Alice Friedman is the Grace Slack McNeil Professor of American Art at Wellesley College, where she has taught since 1979. Professor Friedman is the author of numerous books and articles on gender, sexuality, and the social history of architecture, including House and Household in Elizabethan England: Wollaton Hall and the Willoughby Family (University of Chicago Press, 1989), Women and the Making of the Modern House: A Social and Architectural History (Abrams, 1998; Yale paperback 2007) and American Glamour and the Evolution of Modern Architecture (Yale, 2010). Current projects include a study of Richard Lippold’s sculpture and installations, and a special issue of Interiors: Design, Architecture, Culture on “Spaces of Faith,” which she is co-editing with Professor Anne Massey of Middlesex University.
Sandy Isenstadt teaches the history of modern architecture at the University of Delaware. His writings range from postwar reformulations of modern architecture by émigré architects to topics such as picture windows, refrigerators, automobile headlights, landscape views, and real estate appraisal. Spatial perception in the built environment is the subject of The Modern American House: Spaciousness and Middle Class Identity, published by Cambridge University Press and recipient of the 2009 Spiro Kostof Book Award from the Society of Architectural Historians. He has co-edited two volumes: Modernism and the Middle East: Politics of the Built Environment, published in Fall, 2008, the first book-length treatment of modern architecture in the Middle East, and Cities of Light: Two Centuries of Urban Illumination, the first global history of urban lighting, published in January 2015. His current book project, “The Architecture of Artificial Light,” examines the novel luminous spaces introduced by electric lighting. His work has been recognized with fellowships from the National Endowment for the Humanities, the Graham Foundation for Advanced Studies in the Fine Arts, the Center for Advanced Study in the Visual Arts, and the Institute for Advanced Study, in Princeton, N.J.

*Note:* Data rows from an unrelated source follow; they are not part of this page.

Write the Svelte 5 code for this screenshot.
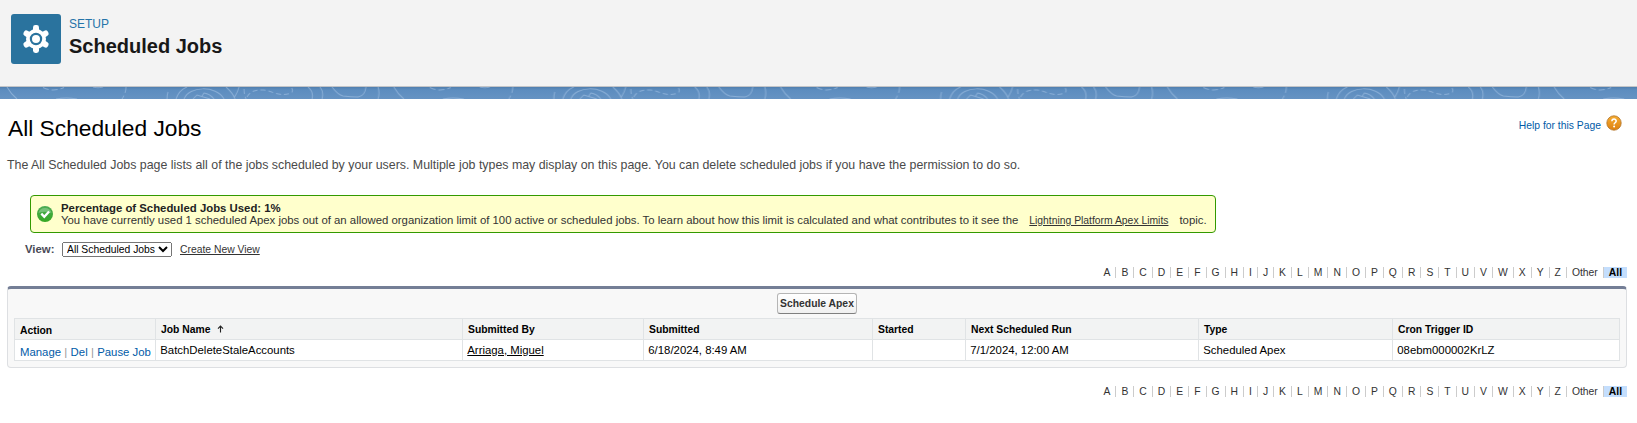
<script>
  const letters = [...'ABCDEFGHIJKLMNOPQRSTUVWXYZ', 'Other', 'All'];
  const columns = [
    ['Action', 141],
    ['Job Name', 307],
    ['Submitted By', 181],
    ['Submitted', 229],
    ['Started', 93],
    ['Next Scheduled Run', 233],
    ['Type', 194],
    ['Cron Trigger ID', 227]
  ];
</script>

{#snippet rolodex()}
  <nav class="rolodex">
    {#each letters as letter}
      <a href="#list" class:active={letter === 'All'}>{letter}</a>
    {/each}
  </nav>
{/snippet}

<header>
  <div class="badge">
    <svg viewBox="0 0 50 50" width="50" height="50">
      <g fill="#fff">
        <circle cx="25" cy="25" r="10" />
        {#each [0, 60, 120, 180, 240, 300] as angle}
          <rect x="22" y="11.1" width="6" height="8" rx="2.4" transform="rotate({angle} 25 25)" />
        {/each}
      </g>
      <circle cx="25" cy="25" r="5.1" fill="#fff" stroke="#2a739e" stroke-width="2.2" />
    </svg>
  </div>
  <div class="titles">
    <span class="eyebrow">SETUP</span>
    <h1>Scheduled Jobs</h1>
  </div>
</header>

<div class="band">
  <svg width="1637" height="12">
    <defs>
      <linearGradient id="shade" x1="0" y1="0" x2="0" y2="1">
        <stop offset="0" stop-color="#507fae" />
        <stop offset="0.25" stop-color="#5d8dbf" />
        <stop offset="1" stop-color="#6693c3" />
      </linearGradient>
      <pattern id="topo" width="386.800" height="12" patternUnits="userSpaceOnUse">
        <g fill="none" stroke="#a9c6e6" stroke-opacity=".55" stroke-width="1">
          <path d="M7 0q4 7 10 12" />
          <path d="M43 .5q10 5 21 0" stroke-dasharray="6 3" />
          <path d="M56 12q10-2 21 0M93 0q5 1.500 10 0" />
          <path d="M126 0q0 6-4 12" stroke-dasharray="6 3" />
          <path d="M168 5q-1 3-1 7" />
          <path d="M176 12q3-9 11-12M184 12c5-13 32-14 40 0M193 12l4-4 13 4M202 9l2-3q6 1 10 6M226 0q7 6 9 12M239 0q-1 5-5 11" />
          <path d="M244 2q0 5 2 10M247 10q4-8 17-7q6 1 10 3q10 3 17 0q3-2 0-6" stroke-dasharray="5 3" />
          <path d="M308 0q6 5 4 12M320 0q4 5 2 12M332 0q6 8 11 9q8 1 15 1q7-1 8-10M378 0q2 6 0 12" />
        </g>
      </pattern>
    </defs>
    <rect width="1637" height="12" fill="url(#shade)" />
    <rect width="1637" height="12" fill="url(#topo)" />
  </svg>
</div>

<main>
  <div class="heading">
    <h2>All Scheduled Jobs</h2>
    <a class="help" href="#help">
      <span>Help for this Page</span>
      <svg viewBox="0 0 16 16" width="16" height="16">
        <defs>
          <linearGradient id="orange" x1="0" y1="0" x2="0" y2="1">
            <stop offset="0" stop-color="#f6ad32" />
            <stop offset="1" stop-color="#dd8010" />
          </linearGradient>
        </defs>
        <circle cx="8" cy="8" r="7.2" fill="url(#orange)" stroke="#b0732a" stroke-width=".8" />
        <path d="M5.900 6.300c0-2.900 4.300-2.900 4.300-.2 0 1.600-2.100 1.700-2.100 3.300" fill="none" stroke="#fff" stroke-width="1.500" />
        <circle cx="8.100" cy="11.600" r="1" fill="#fff" />
      </svg>
    </a>
  </div>

  <p class="intro">The All Scheduled Jobs page lists all of the jobs scheduled by your users. Multiple job types may display on this page. You can delete scheduled jobs if you have the permission to do so.</p>

  <section class="notice">
    <svg viewBox="0 0 16 16" width="16" height="16">
      <defs>
        <linearGradient id="green" x1="0" y1="0" x2="0" y2="1">
          <stop offset="0" stop-color="#4cab56" />
          <stop offset="1" stop-color="#35a822" />
        </linearGradient>
      </defs>
      <circle cx="8" cy="8" r="8" fill="url(#green)" />
      <path d="M1.500 7a6.700 6.700 0 0 1 13 0q-6.500-2.500-13 0z" fill="#8acb8c" opacity=".7" />
      <path d="M4.300 7.600l3 3.200 4.800-5.300" fill="none" stroke="#fff" stroke-width="2.300" />
    </svg>
    <div>
      <strong>Percentage of Scheduled Jobs Used: 1%</strong>
      <div class="detail">You have currently used 1 scheduled Apex jobs out of an allowed organization limit of 100 active or scheduled jobs. To learn about how this limit is calculated and what contributes to it see the<a href="#limits">Lightning Platform Apex Limits</a>topic.</div>
    </div>
  </section>

  <div class="view">
    <label for="view">View:</label>
    <select id="view"><option>All Scheduled Jobs</option></select>
    <a href="#create">Create New View</a>
  </div>

  {@render rolodex()}

  <section class="panel">
    <div class="toolbar"><button>Schedule Apex</button></div>
    <table>
      <colgroup>
        {#each columns as [, width]}<col style="width:{width}px" />{/each}
      </colgroup>
      <thead>
        <tr>
          {#each columns as [name]}
            <th>{name}{#if name === 'Job Name'}<svg viewBox="0 0 7 8" width="7" height="8"><path d="M3.500 7.500V1M1 3.600L3.500 1 6 3.600" fill="none" stroke="#222" stroke-width="1.100" /></svg>{/if}</th>
          {/each}
        </tr>
      </thead>
      <tbody>
        <tr>
          <td class="actions"><a href="#manage">Manage</a><i>|</i><a href="#del">Del</a><i>|</i><a href="#pause">Pause Job</a></td>
          <td>BatchDeleteStaleAccounts</td>
          <td><a class="user" href="#user">Arriaga, Miguel</a></td>
          <td>6/18/2024, 8:49 AM</td>
          <td></td>
          <td>7/1/2024, 12:00 AM</td>
          <td>Scheduled Apex</td>
          <td>08ebm000002KrLZ</td>
        </tr>
      </tbody>
    </table>
  </section>

  {@render rolodex()}
</main>

<style>
  :global(body) {
    background: #fff;
    color: #222;
    font-family: "Liberation Sans", Arial, sans-serif;
    font-size: 11.375px;
  }
  * { box-sizing: border-box; }
  h1, h2, p { margin: 0; }
  svg { display: block; flex: none; }
  header {
    display: flex;
    height: 87px;
    padding: 14px 11px 0;
    background: #f3f3f3;
    border-bottom: 1px solid #c3c5c8;
  }
  .badge { width: 50px; height: 50px; border-radius: 3px; background: #2a739e; }
  .titles { margin-left: 8px; padding-top: 2px; }
  .eyebrow { display: block; font-size: 12px; line-height: 16px; color: #2574a9; }
  h1 { font-size: 20px; line-height: 25px; color: #181818; padding-top: 2px; }
  .band { height: 12px; overflow: hidden; }
  main { padding: 0 10px 0 7px; }
  .heading { display: flex; justify-content: space-between; height: 57px; padding: 16px 5.5px 0 1px; }
  h2 { font-size: 22.75px; line-height: 27px; font-weight: 400; color: #000; }
  .help { display: flex; gap: 4.5px; height: 16px; font-size: 10.35px; line-height: 21px; color: #015ba7; text-decoration: none; }
  .intro { font-size: 12.38px; line-height: 18px; color: #4a4a4a; white-space: nowrap; }
  .notice {
    display: flex;
    align-items: center;
    gap: 8px;
    width: 1186px;
    height: 38px;
    margin: 21px 0 0 23px;
    padding-left: 6px;
    border: 1px solid #390;
    border-radius: 4px;
    background: #ffc;
    line-height: 12px;
    white-space: nowrap;
  }
  .notice strong { display: block; }
  .detail { color: #333; }
  .detail a { margin: 0 11px; font-size: 10.35px; color: #333; }
  .view { display: flex; align-items: center; height: 16px; margin: 8px 0 0 18px; color: #4a4a56; }
  .view label { width: 37px; font-weight: 700; }
  .view select { width: 110px; height: 15px; margin: 0 8px 0 0; padding: 0; font: 10.35px "Liberation Sans", Arial, sans-serif; color: #000; }
  .view a { font-size: 10.35px; color: #333; }
  .rolodex { display: flex; justify-content: flex-end; height: 11px; margin: 10px 0 8px; font-size: 10.35px; line-height: 11px; }
  .rolodex a { padding: 0 5px; border-right: 1px solid #ccc; color: #333; text-decoration: none; }
  .rolodex a.active { border: 0; background: #c4defd; color: #000; font-weight: 700; }
  .panel {
    width: 1620px;
    height: 82px;
    padding: 0 6px;
    border: 1px solid #dddfe2;
    border-top: 3px solid #747e96;
    border-radius: 4px;
    background: #f8f8f8;
  }
  .panel + .rolodex { margin: 18px 0 0; }
  .toolbar { display: flex; justify-content: center; height: 29px; padding-top: 4px; }
  button {
    width: 80px;
    height: 21px;
    padding: 0;
    border: 1px solid #b5b5b5;
    border-bottom-color: #7f7f7f;
    border-radius: 3px;
    background: linear-gradient(#fff, #f0f0f0);
    color: #333;
    font: 700 10.35px "Liberation Sans", Arial, sans-serif;
  }
  table { width: 1605px; table-layout: fixed; border-collapse: collapse; background: #fff; color: #000; }
  th, td { height: 21px; padding: 0 0 0 5px; border: 1px solid #e0e3e5; text-align: left; vertical-align: middle; line-height: 13px; white-space: nowrap; }
  td { padding-left: 4.3px; }
  th { background: #f2f3f3; font-size: 10.35px; }
  th:first-child { padding-top: 2px; }
  th svg { display: inline-block; margin-left: 6.5px; vertical-align: 0; }
  td.actions { padding: 4px 0 0 5px; }
  .actions a { color: #015ba7; text-decoration: none; }
  .actions i { margin: 0 3.3px; font-style: normal; color: #999; }
  .user { color: #000; }
</style>
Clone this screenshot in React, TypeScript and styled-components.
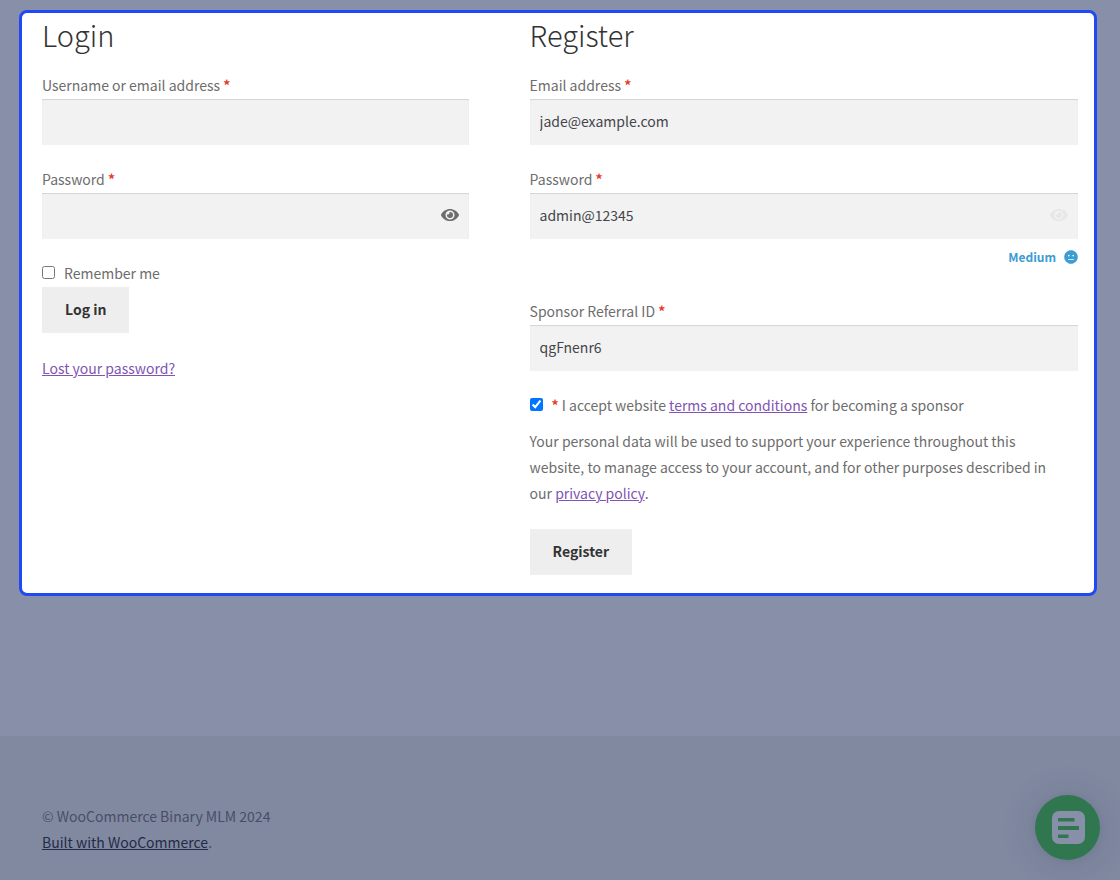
import React from "react";
import styled, { createGlobalStyle } from "styled-components";
import { FaEye, FaMeh } from "react-icons/fa";

const GlobalStyle = createGlobalStyle`
  *, *::before, *::after { box-sizing: border-box; }
  body {
    margin: 0;
    background: #888fa9;
    color: #6d6d6d;
    font-family: "Source Sans Pro", "Noto Sans CJK SC", sans-serif;
    font-size: 14px;
    line-height: 26px;
  }
  input, button { font: inherit; }
`;

const Page = styled.div`
  display: flex;
  flex-direction: column;
  min-height: 100vh;
`;

const Account = styled.main`
  display: grid;
  grid-template-columns: 7fr 9fr;
  column-gap: 61px;
  margin: 10px 23px 140px 19px;
  padding: 3px 16px 18px 20px;
  border: 3px solid #2049f5;
  border-radius: 8px;
  background: #fff;
`;

const Column = styled.section`
  min-width: 0;
`;

const Title = styled.h2`
  margin: 0 0 20px;
  color: #333;
  font-size: 29px;
  font-weight: 300;
  line-height: 37px;
`;

const Form = styled.form`
  display: flex;
  flex-direction: column;
  align-items: flex-start;
`;

const Field = styled.div`
  width: 100%;
  margin-bottom: 22px;
`;

const Label = styled.label`
  display: block;
  padding-bottom: 2px;
  line-height: 24px;
`;

const Required = styled.span`
  color: #e83a25;
  font-weight: 700;
`;

const InputWrap = styled.div`
  position: relative;
`;

const Input = styled.input`
  display: block;
  width: 100%;
  height: 46px;
  padding: 8px 10px 10px;
  border: 0;
  border-radius: 0;
  outline: 0;
  background: #f2f2f2;
  box-shadow: inset 0 1px 1px rgba(0, 0, 0, 0.125);
  color: #43454b;
`;

const Reveal = styled.button<{ $faded?: boolean }>`
  position: absolute;
  top: 14px;
  right: 10px;
  display: flex;
  padding: 0;
  border: 0;
  background: none;
  color: ${(p) => (p.$faded ? "#e7e7e7" : "#6d6d6d")};

  svg { width: 18px; height: 16px; }
`;

const Strength = styled.div`
  display: flex;
  align-items: center;
  justify-content: flex-end;
  gap: 8px;
  padding: 5px 0 7px;
  color: #3d9cd2;
  font-size: 12px;
  font-weight: 700;

  svg { width: 14px; height: 14px; }
`;

const CheckLabel = styled.label`
  display: flex;
  align-items: center;
  gap: 9px;
  padding-bottom: 2px;
  line-height: 24px;
`;

const Checkbox = styled.input`
  width: 13px;
  height: 13px;
  margin: 0 0 2px;
`;

const Button = styled.button`
  height: 46px;
  padding: 0 23px 2px;
  border: 0;
  background: #eee;
  color: #333;
  font-weight: 700;
`;

const Link = styled.a`
  color: #7f54b3;
  text-decoration: underline;
`;

const Lost = styled.p`
  margin: 22px 0 0;
`;

const Privacy = styled.p`
  margin: 9px 0 23px;
  padding-right: 12px;
`;

const Footer = styled.footer`
  flex: 1;
  padding: 67px 42px 24px;
  background: #8189a1;
  color: #484e66;

  a { color: #232b47; }
`;

const Chat = styled.button`
  position: fixed;
  right: 20px;
  bottom: 20px;
  width: 65px;
  height: 65px;
  padding: 0;
  border: 0;
  border-radius: 50%;
  background: #30774f;
  box-shadow: 0 1px 6px rgba(30, 38, 66, 0.06), 0 2px 36px rgba(30, 38, 66, 0.16);

  svg { display: block; margin: 0 15px 0 17px; }
`;

function Star() {
  return <Required aria-hidden="true">*</Required>;
}

type FieldProps = {
  id: string;
  label: string;
  type?: string;
  value?: string;
  reveal?: "solid" | "faded";
  children?: React.ReactNode;
};

function TextField({ id, label, type = "text", value, reveal, children }: FieldProps) {
  return (
    <Field>
      <Label htmlFor={id}>{label} <Star /></Label>
      <InputWrap>
        <Input id={id} type={type} defaultValue={value} required />
        {reveal && (
          <Reveal type="button" aria-label="Toggle password visibility" $faded={reveal === "faded"}>
            <FaEye />
          </Reveal>
        )}
      </InputWrap>
      {children}
    </Field>
  );
}

export default function App() {
  return (
    <Page>
      <GlobalStyle />
      <Account>
        <Column>
          <Title>Login</Title>
          <Form>
            <TextField id="username" label="Username or email address" />
            <TextField id="password" label="Password" type="password" reveal="solid" />
            <CheckLabel>
              <Checkbox type="checkbox" />
              <span>Remember me</span>
            </CheckLabel>
            <Button type="submit">Log in</Button>
            <Lost><Link href="#lost">Lost your password?</Link></Lost>
          </Form>
        </Column>
        <Column>
          <Title>Register</Title>
          <Form>
            <TextField id="reg-email" label="Email address" type="email" value="jade@example.com" />
            <TextField id="reg-password" label="Password" value="admin@12345" reveal="faded">
              <Strength role="status">Medium <FaMeh /></Strength>
            </TextField>
            <TextField id="sponsor" label="Sponsor Referral ID" value="qgFnenr6" />
            <CheckLabel>
              <Checkbox type="checkbox" defaultChecked />
              <span>
                <Star /> I accept website <Link href="#terms">terms and conditions</Link> for becoming a sponsor
              </span>
            </CheckLabel>
            <Privacy>
              Your personal data will be used to support your experience throughout this website, to manage
              access to your account, and for other purposes described in our{" "}
              <Link href="#privacy">privacy policy</Link>.
            </Privacy>
            <Button type="submit">Register</Button>
          </Form>
        </Column>
      </Account>
      <Footer>
        © WooCommerce Binary MLM 2024
        <br />
        <Link href="#woocommerce">Built with WooCommerce</Link>.
      </Footer>
      <Chat type="button" aria-label="Open chat">
        <svg width="33" height="33" viewBox="0 0 33 33">
          <rect width="33" height="33" rx="7" fill="#888fa9" />
          <path d="M6 7h16.500v3.500H6zM6 15h21v4H6zM6 23.500h10.500v3.500H6z" fill="#30774f" />
        </svg>
      </Chat>
    </Page>
  );
}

Margaret Maile Petty is Head of the School of Design, Victoria University of Wellington. She lectures in design history and her research broadly investigates the discourse, production, and representation of modern architecture and interiors, with a particular focus on architectural lighting design. She has published broadly on the historical significance and development of lighting design in academic journals such as the JSAH, Home Cultures, Interiors, W86th and PLAT and has contributed chapters to a number of edited volumes including Anxious Dwelling / Postwar Spaces (Taylor & Francis, 2011), The Structure of Light: Richard Kelly and the Illumination of Modern Architecture (Yale University Press, 2010), and Leuchtende Bauten: Architektur der Nacht (Verlag, 2006). Most recently she co-edited Cities of Light: Two Centuries of Urban Illumination (Routledge, 2015) with Sandy Isenstadt and Dietrich Neumann and is currently co-editing Architectures of Display: Department Stores and Modern Retail (Ashgate, 2016) with Anca Lasc and Patricia Lara-Betancourt.